### DIRECTIONS
Go through the listing below and list every line with "image".

### MATERIAL PROVIDED

━━━━━━

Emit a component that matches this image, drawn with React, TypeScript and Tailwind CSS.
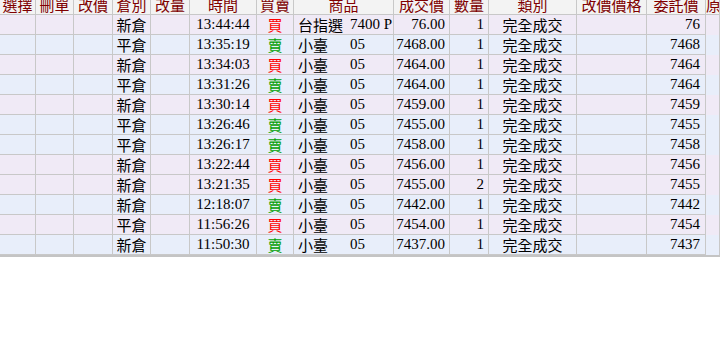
import React from 'react'

type Fill = {
  pos: string
  time: string
  side: '買' | '賣'
  name: string
  code: string
  price: string
  qty: number
  kind: string
  order: string
}

const rows: Fill[] = [
  { pos: '新倉', time: '13:44:44', side: '買', name: '台指選', code: '7400 P', price: '76.00', qty: 1, kind: '完全成交', order: '76' },
  { pos: '平倉', time: '13:35:19', side: '賣', name: '小臺', code: '05', price: '7468.00', qty: 1, kind: '完全成交', order: '7468' },
  { pos: '新倉', time: '13:34:03', side: '買', name: '小臺', code: '05', price: '7464.00', qty: 1, kind: '完全成交', order: '7464' },
  { pos: '平倉', time: '13:31:26', side: '賣', name: '小臺', code: '05', price: '7464.00', qty: 1, kind: '完全成交', order: '7464' },
  { pos: '新倉', time: '13:30:14', side: '買', name: '小臺', code: '05', price: '7459.00', qty: 1, kind: '完全成交', order: '7459' },
  { pos: '平倉', time: '13:26:46', side: '賣', name: '小臺', code: '05', price: '7455.00', qty: 1, kind: '完全成交', order: '7455' },
  { pos: '平倉', time: '13:26:17', side: '賣', name: '小臺', code: '05', price: '7458.00', qty: 1, kind: '完全成交', order: '7458' },
  { pos: '新倉', time: '13:22:44', side: '買', name: '小臺', code: '05', price: '7456.00', qty: 1, kind: '完全成交', order: '7456' },
  { pos: '新倉', time: '13:21:35', side: '買', name: '小臺', code: '05', price: '7455.00', qty: 2, kind: '完全成交', order: '7455' },
  { pos: '新倉', time: '12:18:07', side: '賣', name: '小臺', code: '05', price: '7442.00', qty: 1, kind: '完全成交', order: '7442' },
  { pos: '平倉', time: '11:56:26', side: '買', name: '小臺', code: '05', price: '7454.00', qty: 1, kind: '完全成交', order: '7454' },
  { pos: '新倉', time: '11:50:30', side: '賣', name: '小臺', code: '05', price: '7437.00', qty: 1, kind: '完全成交', order: '7437' },
]

const headers = ['選擇', '刪單', '改價', '倉別', '改量', '時間', '買賣', '商品', '成交價', '數量', '類別', '改價價格', '委託價', '原']

const cols = 'grid grid-cols-[36px_38px_39px_38px_39px_67px_37px_100px_56px_39px_88px_70px_59px_1fr]'
const cjk = "font-['Noto_Sans_CJK_TC','Noto_Sans_CJK_SC',sans-serif] text-[15px]"
const num = "font-['Liberation_Serif',serif] text-[15px]"
const cell = 'h-[20px] border-r border-b border-[#c8c8c8] overflow-hidden whitespace-nowrap leading-[19px]'

export default function App() {
  return (
    <div className="w-[720px] h-[348px] bg-white overflow-hidden text-black">
      <div className={cols}>
        {headers.map((h) => (
          <div
            key={h}
            className={`h-[15px] bg-[#f3f3f3] border-r border-b border-[#c8c8c8] overflow-hidden whitespace-nowrap text-center text-[#800000] ${cjk}`}
          >
            <div className="-mt-[4px] leading-[18px]">{h}</div>
          </div>
        ))}
      </div>

      <div className="border-b-2 border-[#c4c4c4]">
        {rows.map((r, i) => {
          const bg = r.side === '買' ? 'bg-[#f0eaf6]' : 'bg-[#e8eefa]'
          return (
            <div key={i} className={`${cols} ${bg}`}>
              <div className={cell} />
              <div className={cell} />
              <div className={cell} />
              <div className={`${cell} ${cjk} text-center`}>{r.pos}</div>
              <div className={cell} />
              <div className={`${cell} ${num} text-center`}>{r.time}</div>
              <div
                className={`${cell} ${cjk} text-center ${r.side === '買' ? 'text-[#ff0000]' : 'text-[#00a000]'}`}
              >
                {r.side}
              </div>
              <div className={`${cell} pl-[4px] flex items-center`}>
                <span className={`${cjk} inline-block w-[52px]`}>{r.name}</span>
                <span className={num}>{r.code}</span>
              </div>
              <div className={`${cell} ${num} text-right pr-[4px]`}>{r.price}</div>
              <div className={`${cell} ${num} text-right pr-[4px]`}>{r.qty}</div>
              <div className={`${cell} ${cjk} text-center`}>{r.kind}</div>
              <div className={cell} />
              <div className={`${cell} ${num} text-right pr-[5px]`}>{r.order}</div>
              <div className={`${cell} border-b-0`} />
            </div>
          )
        })}
      </div>
    </div>
  )
}
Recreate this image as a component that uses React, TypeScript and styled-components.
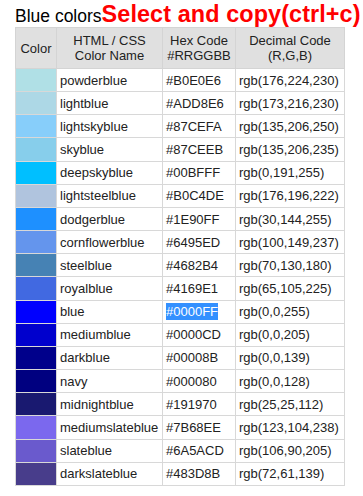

━━━━━━

### EXPECTED ANSWER
Emit a component that matches this image, drawn with React, TypeScript and Tailwind CSS.
Recreate this image as a component that uses React, TypeScript and styled-components.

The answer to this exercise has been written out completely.